Cal. 1985), rev., 477 U.S. 41, 106 S.Ct. 2390 (1986). "
- 3. We know that no one is required to obtain an SSN to
live or work in the U.S.
- I, along with hundreds of others, have letters from SSA
that tell us so in plain language. You must apply for a SSN in order to
obtain a benefit down the line. The government does not automatically issue
an SSN to anyone. Babies are NOT required to be given that insidious number
before they can leave a hospital. It says so right on SSA's own web site,
yet parents are brow beaten and threatened all across this country. It
- However, even if you choose not to get a social security
number, the thieves in Congress passed laws to tax you anyway for someone
else's retirement. A Ponzi scheme that is TRILLIONS in the hole.
- The bottom line is that CON-gress cannot force anyone
to purchase health care insurance. I don't care what an ignorant fool like
Baucus says. If this mess ever gets signed into law, there will be lawsuits
by those contacted and told they must buy health insurance or pay a fine
and/or go to jail.
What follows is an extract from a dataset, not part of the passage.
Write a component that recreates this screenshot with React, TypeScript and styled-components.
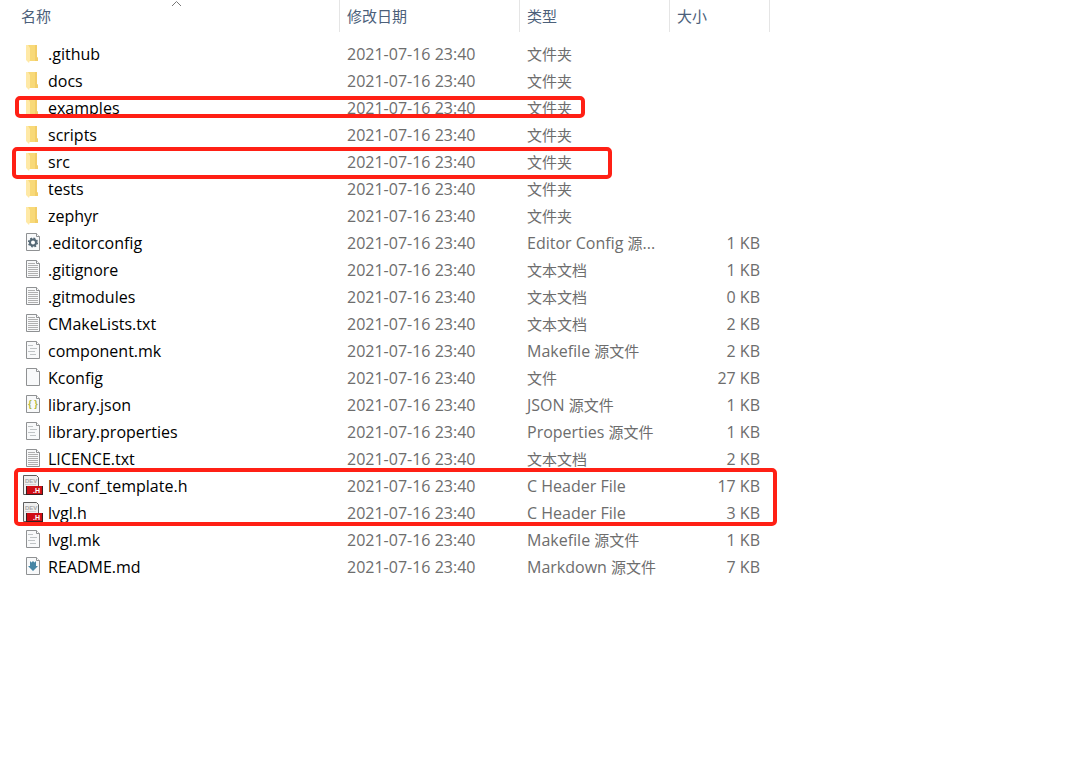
import React from "react";
import styled, { createGlobalStyle } from "styled-components";

const GlobalStyle = createGlobalStyle`
  body { margin: 0; background: #fff; }
`;

const Explorer = styled.main`
  position: relative;
  width: 100%;
  max-width: 770px;
  font-family: "Open Sans", "Noto Sans CJK SC", sans-serif;
  font-size: 16px;
  color: #6d6d6d;
`;

const FileTable = styled.table`
  width: 100%;
  table-layout: fixed;
  border-collapse: separate;
  border-spacing: 0;
`;

const Column = styled.col<{ $width?: number }>`
  width: ${(p) => (p.$width ? `${p.$width}px` : "auto")};
`;

const HeaderCell = styled.th<{ $first?: boolean }>`
  position: relative;
  box-sizing: border-box;
  height: 32px;
  padding: 0 0 0 ${(p) => (p.$first ? 21 : 7)}px;
  border-right: 1px solid #e5e5e5;
  text-align: left;
  font-size: 15px;
  line-height: 32px;
  font-weight: 400;
  color: #4c607a;
`;

const SortButton = styled.button`
  display: block;
  padding: 0;
  border: 0;
  background: none;
  font: inherit;
  color: inherit;
`;

const SortMark = styled.svg`
  position: absolute;
  top: 0;
  left: calc(50% + 1px);
`;

const Body = styled.tbody`
  &::before {
    content: "";
    display: block;
    height: 9px;
  }
`;

const Cell = styled.td<{ $right?: boolean }>`
  height: 27px;
  padding: 0 ${(p) => (p.$right ? 10 : 8)}px 0 7px;
  line-height: 27px;
  text-align: ${(p) => (p.$right ? "right" : "left")};
  white-space: nowrap;
  overflow: hidden;
`;

const Chinese = styled.span`
  font-size: 15px;
`;

const NameCell = styled.td`
  height: 27px;
  padding: 0 0 0 22px;
`;

const FileName = styled.div`
  display: flex;
  align-items: center;
  gap: 4px;
  line-height: 27px;
  color: #000;
`;

const Icon = styled.svg`
  flex: none;
  display: block;
`;

const IconText = styled.text`
  font-family: "Liberation Sans", sans-serif;
  font-weight: 700;
`;

const Mark = styled.div<{ $left: number; $top: number; $width: number; $height: number }>`
  position: absolute;
  box-sizing: border-box;
  left: ${(p) => p.$left}px;
  top: ${(p) => p.$top}px;
  width: ${(p) => p.$width}px;
  height: ${(p) => p.$height}px;
  border: 4px solid #ff2015;
  border-radius: 5px;
  pointer-events: none;
`;

type Kind = "folder" | "gear" | "text" | "source" | "blank" | "json" | "header" | "markdown";

const Page = () => (
  <>
    <path d="M4.5 3.5h10l3 3v14h-13z" fill="#f8f9fa" stroke="#8f9193" />
    <path d="M14.5 3.5v3h3" fill="#fff" stroke="#8f9193" />
  </>
);

const shapes: Record<Kind, React.ReactNode> = {
  folder: (
    <>
      <path d="M6 4h9v12l1 1v3H7z" fill="#f8d978" />
      <path d="M13 4h2v12l1 1v3h-3z" fill="#f2cd68" />
      <path d="M4 4h2l2 3v12l-1 3-3-3z" fill="#ffe9a6" />
    </>
  ),
  gear: (
    <>
      <Page />
      <circle cx="11" cy="12.5" r="3" fill="#fff" stroke="#546875" strokeWidth="2" />
      <circle cx="11" cy="12.5" r="4.3" fill="none" stroke="#546875" strokeWidth="1.6" strokeDasharray="1.8 1.577" />
    </>
  ),
  text: (
    <>
      <Page />
      <path d="M6 6.500h7M6 8.500h10M6 10.500h10M6 12.500h10M6 14.500h10M6 16.500h10M6 18.500h10" stroke="#b0b0b0" />
    </>
  ),
  source: (
    <>
      <Page />
      <path d="M6 7.500h5M8 10.500h7M6 13.500h7M8 16.500h6" stroke="#bfc3c5" />
    </>
  ),
  blank: <Page />,
  json: (
    <>
      <Page />
      <IconText x="11" y="15" textAnchor="middle" fontSize="9" fill="#b0b52f">{"{ }"}</IconText>
    </>
  ),
  header: (
    <>
      <path d="M1.500 2.500h13l2 2v17h-15z" fill="#efefef" stroke="#5d5d5d" />
      <IconText x="3" y="10" fontSize="6" fill="#a8a8a8">DEV</IconText>
      <path d="M3 11.500h11" stroke="#d2d2d2" />
      <path d="M4 13h17v9H4z" fill="#3a2020" />
      <path d="M5 13h15v8H5z" fill="#cf0d15" />
      <IconText x="11" y="20" fontSize="7" fill="#fff">.H</IconText>
    </>
  ),
  markdown: (
    <>
      <Page />
      <path d="M8 7l1.500 1.500L11 7l1.500 1.500L14 7v5h2l-5 5-5-5h2z" fill="#4686a5" />
    </>
  ),
};

const files: { name: string; kind: Kind; type: string; size?: string }[] = [
  { name: ".github", kind: "folder", type: "文件夹" },
  { name: "docs", kind: "folder", type: "文件夹" },
  { name: "examples", kind: "folder", type: "文件夹" },
  { name: "scripts", kind: "folder", type: "文件夹" },
  { name: "src", kind: "folder", type: "文件夹" },
  { name: "tests", kind: "folder", type: "文件夹" },
  { name: "zephyr", kind: "folder", type: "文件夹" },
  { name: ".editorconfig", kind: "gear", type: "Editor Config 源...", size: "1 KB" },
  { name: ".gitignore", kind: "text", type: "文本文档", size: "1 KB" },
  { name: ".gitmodules", kind: "text", type: "文本文档", size: "0 KB" },
  { name: "CMakeLists.txt", kind: "text", type: "文本文档", size: "2 KB" },
  { name: "component.mk", kind: "source", type: "Makefile 源文件", size: "2 KB" },
  { name: "Kconfig", kind: "blank", type: "文件", size: "27 KB" },
  { name: "library.json", kind: "json", type: "JSON 源文件", size: "1 KB" },
  { name: "library.properties", kind: "source", type: "Properties 源文件", size: "1 KB" },
  { name: "LICENCE.txt", kind: "text", type: "文本文档", size: "2 KB" },
  { name: "lv_conf_template.h", kind: "header", type: "C Header File", size: "17 KB" },
  { name: "lvgl.h", kind: "header", type: "C Header File", size: "3 KB" },
  { name: "lvgl.mk", kind: "source", type: "Makefile 源文件", size: "1 KB" },
  { name: "README.md", kind: "markdown", type: "Markdown 源文件", size: "7 KB" },
];

const marks = [
  { left: 15, top: 96, width: 570, height: 22 },
  { left: 12, top: 147, width: 600, height: 32 },
  { left: 14, top: 468, width: 763, height: 58 },
];

const TypeLabel = ({ text }: { text: string }) => (
  <>
    {text.split(/([\u4e00-\u9fff]+)/).map((part, i) => (i % 2 ? <Chinese key={i}>{part}</Chinese> : part))}
  </>
);

export default function App() {
  return (
    <>
      <GlobalStyle />
      <Explorer lang="zh-CN">
        <FileTable>
          <colgroup>
            <Column />
            <Column $width={180} />
            <Column $width={150} />
            <Column $width={100} />
          </colgroup>
          <thead>
            <tr>
              <HeaderCell $first aria-sort="ascending">
                <SortButton>名称</SortButton>
                <SortMark width="12" height="8" aria-hidden="true">
                  <path d="M1 6l4.500-4.500L10 6" fill="none" stroke="#777" />
                </SortMark>
              </HeaderCell>
              <HeaderCell><SortButton>修改日期</SortButton></HeaderCell>
              <HeaderCell><SortButton>类型</SortButton></HeaderCell>
              <HeaderCell><SortButton>大小</SortButton></HeaderCell>
            </tr>
          </thead>
          <Body>
            {files.map((f) => (
              <tr key={f.name}>
                <NameCell>
                  <FileName>
                    <Icon width="22" height="27" aria-hidden="true">{shapes[f.kind]}</Icon>
                    {f.name}
                  </FileName>
                </NameCell>
                <Cell>2021-07-16 23:40</Cell>
                <Cell><TypeLabel text={f.type} /></Cell>
                <Cell $right>{f.size}</Cell>
              </tr>
            ))}
          </Body>
        </FileTable>
        {marks.map((m) => (
          <Mark key={m.top} $left={m.left} $top={m.top} $width={m.width} $height={m.height} />
        ))}
      </Explorer>
    </>
  );
}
Bank on it.
- Also, note in Helvering v Davis the court correctly pointed
out that SS taxes go into the general fund of the treasury and are not
ear marked for any specific spending purpose. A mathematically doomed program
from the start.
- Also, see:
- Health Care Reform: Congress Has no Authority to Legislate
- Judge Andrew Napolitano: Health Care is completely Unconstitutional
- The forced health care coverage in Massachusetts is a
complete disaster. Costs are going through the roof.
- Romneycare Costs One Hospital $100 Million
- Please get on the phone all next week to your federal
senator and tell them NO on any of these plans. More than 260 provisions
that I've read in the plethora of bills have already been shot down by
District Courts and the U.S. Supreme Court; I've cited many of the cases
in my columns. Tell them all they're doing is creating a mess of new lawsuits.
- Health care COVERAGE reform is needed at the state level.